- _What to produce_: How many lines in these records hold the string "components"? State only that number.

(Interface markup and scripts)
────
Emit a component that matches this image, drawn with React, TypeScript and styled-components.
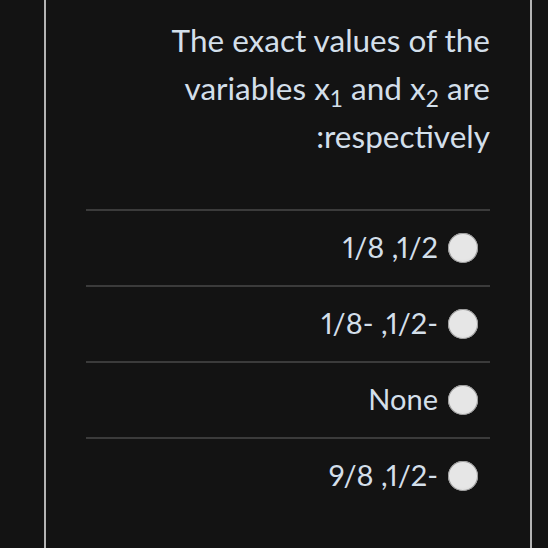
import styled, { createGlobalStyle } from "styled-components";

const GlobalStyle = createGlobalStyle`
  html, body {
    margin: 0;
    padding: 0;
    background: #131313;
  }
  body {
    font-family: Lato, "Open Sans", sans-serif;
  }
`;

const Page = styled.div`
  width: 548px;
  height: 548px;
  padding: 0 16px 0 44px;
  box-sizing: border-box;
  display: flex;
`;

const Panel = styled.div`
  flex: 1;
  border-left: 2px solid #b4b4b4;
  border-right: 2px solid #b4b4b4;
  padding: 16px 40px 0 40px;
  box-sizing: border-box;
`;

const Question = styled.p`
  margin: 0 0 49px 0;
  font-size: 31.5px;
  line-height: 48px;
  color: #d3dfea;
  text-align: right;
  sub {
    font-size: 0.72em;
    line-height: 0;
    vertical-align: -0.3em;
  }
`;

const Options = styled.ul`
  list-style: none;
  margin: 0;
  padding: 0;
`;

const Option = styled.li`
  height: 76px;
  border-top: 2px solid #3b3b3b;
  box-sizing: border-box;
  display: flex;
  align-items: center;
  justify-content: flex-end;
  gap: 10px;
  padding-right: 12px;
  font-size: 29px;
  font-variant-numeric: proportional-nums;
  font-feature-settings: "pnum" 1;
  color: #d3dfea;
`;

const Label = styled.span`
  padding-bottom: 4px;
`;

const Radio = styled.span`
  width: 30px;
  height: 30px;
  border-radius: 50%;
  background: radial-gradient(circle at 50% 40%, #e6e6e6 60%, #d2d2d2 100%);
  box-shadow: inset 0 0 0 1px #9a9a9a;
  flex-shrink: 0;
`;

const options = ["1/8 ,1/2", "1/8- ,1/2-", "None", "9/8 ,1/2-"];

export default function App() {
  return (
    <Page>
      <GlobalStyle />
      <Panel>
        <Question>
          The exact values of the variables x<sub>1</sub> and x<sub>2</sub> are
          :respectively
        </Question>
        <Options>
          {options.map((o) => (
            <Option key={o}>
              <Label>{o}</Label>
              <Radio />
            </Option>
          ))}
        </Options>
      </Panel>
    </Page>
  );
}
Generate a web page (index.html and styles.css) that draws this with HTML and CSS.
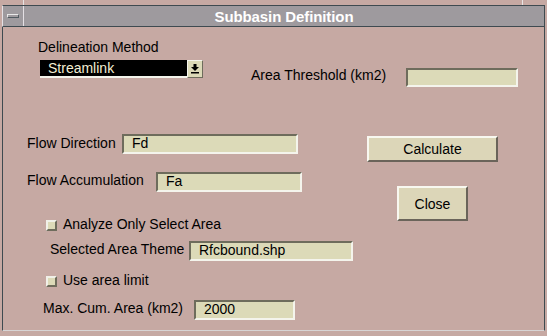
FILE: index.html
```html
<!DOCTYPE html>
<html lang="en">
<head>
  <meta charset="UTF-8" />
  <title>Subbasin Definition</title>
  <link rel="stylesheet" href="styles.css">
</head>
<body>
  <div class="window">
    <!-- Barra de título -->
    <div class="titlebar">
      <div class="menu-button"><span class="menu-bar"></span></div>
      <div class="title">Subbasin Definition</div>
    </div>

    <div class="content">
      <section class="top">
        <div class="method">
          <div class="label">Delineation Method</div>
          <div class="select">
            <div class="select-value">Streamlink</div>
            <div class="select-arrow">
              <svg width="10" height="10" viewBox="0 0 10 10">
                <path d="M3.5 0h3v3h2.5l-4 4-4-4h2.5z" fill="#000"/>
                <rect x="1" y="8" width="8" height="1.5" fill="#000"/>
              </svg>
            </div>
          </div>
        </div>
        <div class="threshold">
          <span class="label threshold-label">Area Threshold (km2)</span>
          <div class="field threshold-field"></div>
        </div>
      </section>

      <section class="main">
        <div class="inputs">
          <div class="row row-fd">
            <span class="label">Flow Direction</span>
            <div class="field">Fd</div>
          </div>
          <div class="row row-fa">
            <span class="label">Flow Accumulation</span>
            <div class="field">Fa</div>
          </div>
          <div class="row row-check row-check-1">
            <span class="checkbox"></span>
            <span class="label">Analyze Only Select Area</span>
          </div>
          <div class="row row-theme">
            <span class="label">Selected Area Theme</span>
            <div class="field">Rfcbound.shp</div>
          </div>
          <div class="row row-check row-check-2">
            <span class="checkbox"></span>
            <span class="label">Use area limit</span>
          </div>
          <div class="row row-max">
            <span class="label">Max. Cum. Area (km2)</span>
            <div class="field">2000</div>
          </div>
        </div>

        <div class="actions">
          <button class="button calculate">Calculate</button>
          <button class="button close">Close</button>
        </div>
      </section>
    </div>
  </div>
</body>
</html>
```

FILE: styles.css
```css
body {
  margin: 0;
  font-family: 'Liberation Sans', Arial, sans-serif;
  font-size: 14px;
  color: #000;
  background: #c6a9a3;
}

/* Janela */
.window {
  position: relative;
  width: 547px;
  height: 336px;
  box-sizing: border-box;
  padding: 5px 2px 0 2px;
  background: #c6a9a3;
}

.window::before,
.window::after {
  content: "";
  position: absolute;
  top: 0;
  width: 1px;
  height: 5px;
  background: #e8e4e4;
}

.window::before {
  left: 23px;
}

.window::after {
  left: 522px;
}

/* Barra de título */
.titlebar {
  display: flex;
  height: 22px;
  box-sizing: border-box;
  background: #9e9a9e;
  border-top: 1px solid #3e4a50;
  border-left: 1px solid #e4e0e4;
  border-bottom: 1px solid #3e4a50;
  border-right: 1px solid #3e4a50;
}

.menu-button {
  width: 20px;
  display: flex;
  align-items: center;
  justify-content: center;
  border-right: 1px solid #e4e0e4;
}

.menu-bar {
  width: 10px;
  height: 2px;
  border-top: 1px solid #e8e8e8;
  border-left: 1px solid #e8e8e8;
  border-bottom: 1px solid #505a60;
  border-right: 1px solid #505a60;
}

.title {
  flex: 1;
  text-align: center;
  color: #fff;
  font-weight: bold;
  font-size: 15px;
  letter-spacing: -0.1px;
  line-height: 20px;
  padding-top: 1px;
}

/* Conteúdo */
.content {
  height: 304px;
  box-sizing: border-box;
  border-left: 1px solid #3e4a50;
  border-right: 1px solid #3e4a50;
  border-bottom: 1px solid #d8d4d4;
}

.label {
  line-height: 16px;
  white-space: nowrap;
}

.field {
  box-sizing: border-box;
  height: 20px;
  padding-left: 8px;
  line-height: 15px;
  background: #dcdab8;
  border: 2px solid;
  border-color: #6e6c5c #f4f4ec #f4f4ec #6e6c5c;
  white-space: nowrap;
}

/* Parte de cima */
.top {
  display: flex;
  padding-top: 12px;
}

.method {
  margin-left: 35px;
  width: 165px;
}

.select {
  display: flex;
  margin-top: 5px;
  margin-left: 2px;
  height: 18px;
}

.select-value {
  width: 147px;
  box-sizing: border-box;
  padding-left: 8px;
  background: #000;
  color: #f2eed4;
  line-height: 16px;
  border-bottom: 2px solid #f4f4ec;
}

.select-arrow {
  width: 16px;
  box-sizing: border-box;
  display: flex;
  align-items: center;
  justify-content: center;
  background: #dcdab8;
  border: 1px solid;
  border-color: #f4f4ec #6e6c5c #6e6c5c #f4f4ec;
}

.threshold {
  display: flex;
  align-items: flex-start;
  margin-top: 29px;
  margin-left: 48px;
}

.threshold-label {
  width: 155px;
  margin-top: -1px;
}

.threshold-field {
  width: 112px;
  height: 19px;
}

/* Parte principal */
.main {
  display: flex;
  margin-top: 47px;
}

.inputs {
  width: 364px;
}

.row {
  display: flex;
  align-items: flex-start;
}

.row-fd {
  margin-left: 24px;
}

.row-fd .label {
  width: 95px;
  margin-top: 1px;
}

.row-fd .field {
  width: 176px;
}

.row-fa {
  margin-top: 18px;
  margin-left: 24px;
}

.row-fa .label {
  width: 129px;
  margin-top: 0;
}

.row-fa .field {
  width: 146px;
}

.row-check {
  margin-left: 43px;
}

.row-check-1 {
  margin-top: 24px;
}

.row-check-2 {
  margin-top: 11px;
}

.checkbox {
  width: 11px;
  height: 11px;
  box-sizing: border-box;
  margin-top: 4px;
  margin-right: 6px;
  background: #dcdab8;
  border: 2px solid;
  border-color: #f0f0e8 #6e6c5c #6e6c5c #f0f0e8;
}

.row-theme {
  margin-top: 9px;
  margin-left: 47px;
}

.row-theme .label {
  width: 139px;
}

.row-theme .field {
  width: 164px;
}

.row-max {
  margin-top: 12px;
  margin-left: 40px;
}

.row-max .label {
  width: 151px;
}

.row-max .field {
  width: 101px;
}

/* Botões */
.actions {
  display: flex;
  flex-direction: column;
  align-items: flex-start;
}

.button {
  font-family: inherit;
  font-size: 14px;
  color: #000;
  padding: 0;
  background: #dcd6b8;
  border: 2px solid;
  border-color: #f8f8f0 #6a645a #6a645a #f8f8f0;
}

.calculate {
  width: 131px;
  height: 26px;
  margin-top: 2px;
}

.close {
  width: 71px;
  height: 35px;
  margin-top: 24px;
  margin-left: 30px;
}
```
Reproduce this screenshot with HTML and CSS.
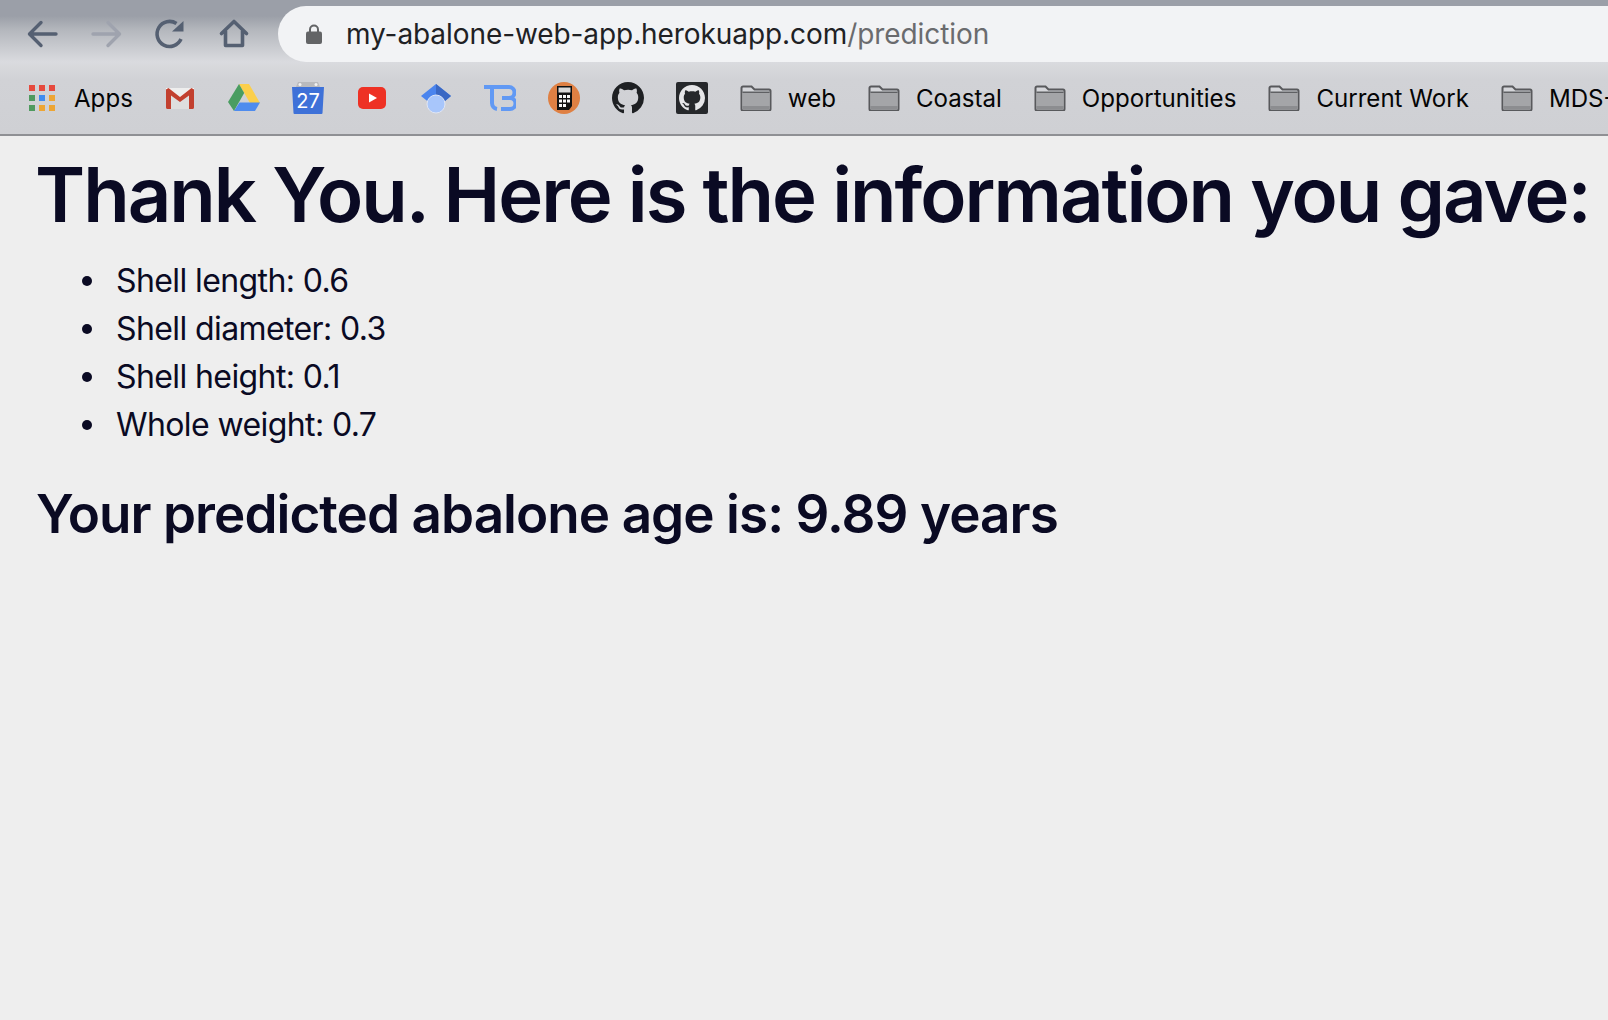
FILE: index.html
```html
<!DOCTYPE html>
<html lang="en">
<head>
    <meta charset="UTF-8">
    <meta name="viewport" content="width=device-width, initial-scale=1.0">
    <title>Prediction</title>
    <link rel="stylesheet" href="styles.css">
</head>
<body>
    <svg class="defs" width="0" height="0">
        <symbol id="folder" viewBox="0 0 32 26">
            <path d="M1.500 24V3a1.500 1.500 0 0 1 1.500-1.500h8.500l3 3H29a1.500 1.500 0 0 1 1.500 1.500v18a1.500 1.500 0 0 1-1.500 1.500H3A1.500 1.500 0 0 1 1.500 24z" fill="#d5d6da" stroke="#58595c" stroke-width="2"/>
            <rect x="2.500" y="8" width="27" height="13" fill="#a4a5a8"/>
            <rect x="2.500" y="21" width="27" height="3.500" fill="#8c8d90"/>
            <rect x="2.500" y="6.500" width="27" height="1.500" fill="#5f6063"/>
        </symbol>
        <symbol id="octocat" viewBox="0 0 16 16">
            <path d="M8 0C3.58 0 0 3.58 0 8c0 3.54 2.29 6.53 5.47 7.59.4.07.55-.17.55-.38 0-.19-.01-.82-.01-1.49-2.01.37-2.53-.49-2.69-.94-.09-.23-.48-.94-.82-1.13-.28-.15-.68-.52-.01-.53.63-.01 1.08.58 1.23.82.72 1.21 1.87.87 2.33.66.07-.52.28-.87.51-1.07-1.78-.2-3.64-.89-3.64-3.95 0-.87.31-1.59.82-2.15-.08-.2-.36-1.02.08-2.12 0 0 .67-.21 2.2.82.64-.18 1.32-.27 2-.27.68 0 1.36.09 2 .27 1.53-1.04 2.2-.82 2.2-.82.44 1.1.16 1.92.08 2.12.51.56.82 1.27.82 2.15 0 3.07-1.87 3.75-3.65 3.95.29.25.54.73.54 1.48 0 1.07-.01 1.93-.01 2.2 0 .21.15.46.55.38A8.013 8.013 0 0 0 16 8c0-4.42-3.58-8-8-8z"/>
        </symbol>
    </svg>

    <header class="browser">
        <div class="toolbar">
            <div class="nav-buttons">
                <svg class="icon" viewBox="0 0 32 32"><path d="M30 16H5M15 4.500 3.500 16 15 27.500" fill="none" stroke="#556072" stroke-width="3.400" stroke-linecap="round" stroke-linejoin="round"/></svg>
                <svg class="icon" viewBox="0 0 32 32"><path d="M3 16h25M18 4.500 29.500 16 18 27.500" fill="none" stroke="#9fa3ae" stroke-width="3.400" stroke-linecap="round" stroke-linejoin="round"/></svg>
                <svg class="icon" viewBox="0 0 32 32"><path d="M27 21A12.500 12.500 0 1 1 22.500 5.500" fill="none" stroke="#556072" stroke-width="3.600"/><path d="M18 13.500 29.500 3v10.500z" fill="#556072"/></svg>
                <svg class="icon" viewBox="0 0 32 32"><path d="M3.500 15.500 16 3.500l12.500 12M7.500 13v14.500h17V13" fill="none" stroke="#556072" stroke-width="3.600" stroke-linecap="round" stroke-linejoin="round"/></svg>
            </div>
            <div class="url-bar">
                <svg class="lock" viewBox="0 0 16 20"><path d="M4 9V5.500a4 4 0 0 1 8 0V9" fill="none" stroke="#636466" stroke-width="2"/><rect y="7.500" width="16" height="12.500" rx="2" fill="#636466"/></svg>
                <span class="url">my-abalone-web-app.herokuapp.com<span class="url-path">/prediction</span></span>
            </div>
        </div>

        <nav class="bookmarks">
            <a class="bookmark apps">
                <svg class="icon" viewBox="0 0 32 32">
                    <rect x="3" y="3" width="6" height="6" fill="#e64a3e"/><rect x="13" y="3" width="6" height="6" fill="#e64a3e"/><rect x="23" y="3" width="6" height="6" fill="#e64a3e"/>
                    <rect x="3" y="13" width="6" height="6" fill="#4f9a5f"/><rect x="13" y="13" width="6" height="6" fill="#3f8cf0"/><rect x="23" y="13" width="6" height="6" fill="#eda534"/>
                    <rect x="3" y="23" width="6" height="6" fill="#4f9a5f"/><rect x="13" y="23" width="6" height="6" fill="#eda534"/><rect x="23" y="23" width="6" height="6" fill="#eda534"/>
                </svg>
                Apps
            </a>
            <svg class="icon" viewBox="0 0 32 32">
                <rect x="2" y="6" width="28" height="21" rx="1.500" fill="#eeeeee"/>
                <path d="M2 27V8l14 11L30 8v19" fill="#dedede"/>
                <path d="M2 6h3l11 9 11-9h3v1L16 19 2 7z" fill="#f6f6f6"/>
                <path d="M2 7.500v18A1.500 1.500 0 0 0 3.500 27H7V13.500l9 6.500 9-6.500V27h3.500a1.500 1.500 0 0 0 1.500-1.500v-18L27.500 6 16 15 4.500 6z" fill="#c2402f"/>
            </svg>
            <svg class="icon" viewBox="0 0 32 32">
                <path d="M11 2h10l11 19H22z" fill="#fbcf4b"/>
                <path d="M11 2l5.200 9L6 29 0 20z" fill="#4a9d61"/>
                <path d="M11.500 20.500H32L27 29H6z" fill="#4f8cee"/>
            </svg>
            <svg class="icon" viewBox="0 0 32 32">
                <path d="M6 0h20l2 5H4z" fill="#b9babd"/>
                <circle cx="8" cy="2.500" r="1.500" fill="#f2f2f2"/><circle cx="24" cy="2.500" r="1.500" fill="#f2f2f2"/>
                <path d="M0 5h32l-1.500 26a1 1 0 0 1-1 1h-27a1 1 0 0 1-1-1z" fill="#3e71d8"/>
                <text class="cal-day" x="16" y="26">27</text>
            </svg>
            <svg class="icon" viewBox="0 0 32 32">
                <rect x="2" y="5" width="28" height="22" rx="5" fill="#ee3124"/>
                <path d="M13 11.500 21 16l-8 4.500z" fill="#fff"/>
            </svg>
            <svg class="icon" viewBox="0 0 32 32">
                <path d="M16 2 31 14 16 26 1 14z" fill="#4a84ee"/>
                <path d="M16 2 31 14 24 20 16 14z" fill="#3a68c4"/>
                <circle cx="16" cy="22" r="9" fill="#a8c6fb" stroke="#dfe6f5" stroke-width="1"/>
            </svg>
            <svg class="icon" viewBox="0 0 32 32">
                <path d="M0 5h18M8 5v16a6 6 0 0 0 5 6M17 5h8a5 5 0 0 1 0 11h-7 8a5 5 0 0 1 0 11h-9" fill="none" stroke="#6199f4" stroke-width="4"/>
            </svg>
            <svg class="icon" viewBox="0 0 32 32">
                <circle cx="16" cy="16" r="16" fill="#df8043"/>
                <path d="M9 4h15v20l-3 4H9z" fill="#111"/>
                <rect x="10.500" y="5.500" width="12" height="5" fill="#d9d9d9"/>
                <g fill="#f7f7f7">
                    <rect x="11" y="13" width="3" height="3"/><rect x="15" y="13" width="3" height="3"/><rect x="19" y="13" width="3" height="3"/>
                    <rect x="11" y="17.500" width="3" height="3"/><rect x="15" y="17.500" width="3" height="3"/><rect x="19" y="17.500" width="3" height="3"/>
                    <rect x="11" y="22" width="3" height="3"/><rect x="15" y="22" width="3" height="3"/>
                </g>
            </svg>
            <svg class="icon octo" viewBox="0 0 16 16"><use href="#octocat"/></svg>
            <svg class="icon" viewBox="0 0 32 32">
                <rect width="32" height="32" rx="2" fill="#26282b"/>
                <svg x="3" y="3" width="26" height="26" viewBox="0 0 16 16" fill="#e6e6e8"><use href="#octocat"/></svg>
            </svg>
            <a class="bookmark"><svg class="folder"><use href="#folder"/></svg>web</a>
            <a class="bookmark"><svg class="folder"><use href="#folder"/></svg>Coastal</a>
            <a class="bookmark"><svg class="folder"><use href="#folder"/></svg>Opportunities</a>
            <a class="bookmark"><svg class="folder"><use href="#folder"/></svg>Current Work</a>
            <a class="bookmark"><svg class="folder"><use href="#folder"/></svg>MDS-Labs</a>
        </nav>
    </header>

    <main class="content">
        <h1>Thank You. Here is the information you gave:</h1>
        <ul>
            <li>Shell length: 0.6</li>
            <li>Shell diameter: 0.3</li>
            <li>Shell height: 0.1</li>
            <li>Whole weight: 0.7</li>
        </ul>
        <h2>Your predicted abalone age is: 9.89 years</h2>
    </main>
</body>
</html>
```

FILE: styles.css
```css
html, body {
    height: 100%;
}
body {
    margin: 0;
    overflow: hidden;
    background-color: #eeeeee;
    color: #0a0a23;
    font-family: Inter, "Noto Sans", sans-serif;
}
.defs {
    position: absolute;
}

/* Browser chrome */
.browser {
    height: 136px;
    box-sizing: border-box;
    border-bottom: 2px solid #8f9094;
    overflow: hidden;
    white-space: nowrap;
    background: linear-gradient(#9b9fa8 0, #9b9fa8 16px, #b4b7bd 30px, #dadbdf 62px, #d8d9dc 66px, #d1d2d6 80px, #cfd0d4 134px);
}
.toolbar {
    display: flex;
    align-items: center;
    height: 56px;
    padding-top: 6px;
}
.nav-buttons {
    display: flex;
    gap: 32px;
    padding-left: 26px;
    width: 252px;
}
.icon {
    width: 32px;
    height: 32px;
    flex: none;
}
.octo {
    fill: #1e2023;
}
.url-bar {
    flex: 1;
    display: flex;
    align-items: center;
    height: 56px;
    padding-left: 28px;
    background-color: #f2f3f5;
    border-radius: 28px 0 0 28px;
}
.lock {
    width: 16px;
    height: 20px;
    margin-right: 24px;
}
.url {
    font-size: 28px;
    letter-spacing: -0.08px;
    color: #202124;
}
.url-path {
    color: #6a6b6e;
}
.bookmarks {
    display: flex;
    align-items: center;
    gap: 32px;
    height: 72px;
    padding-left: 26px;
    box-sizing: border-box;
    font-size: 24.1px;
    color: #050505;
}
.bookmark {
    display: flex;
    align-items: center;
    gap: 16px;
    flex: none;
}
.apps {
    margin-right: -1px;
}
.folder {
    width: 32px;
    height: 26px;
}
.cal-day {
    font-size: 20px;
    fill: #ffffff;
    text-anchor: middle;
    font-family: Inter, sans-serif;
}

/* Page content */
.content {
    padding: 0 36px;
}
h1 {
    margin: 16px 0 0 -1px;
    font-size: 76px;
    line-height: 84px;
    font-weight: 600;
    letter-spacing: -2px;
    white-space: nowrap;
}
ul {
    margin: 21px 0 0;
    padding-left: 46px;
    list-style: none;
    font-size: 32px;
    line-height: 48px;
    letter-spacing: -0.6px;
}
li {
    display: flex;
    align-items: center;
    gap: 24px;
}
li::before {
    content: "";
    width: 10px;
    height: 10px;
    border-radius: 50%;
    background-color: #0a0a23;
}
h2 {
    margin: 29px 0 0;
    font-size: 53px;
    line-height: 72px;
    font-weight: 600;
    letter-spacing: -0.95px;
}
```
────
- _Full solution_: 2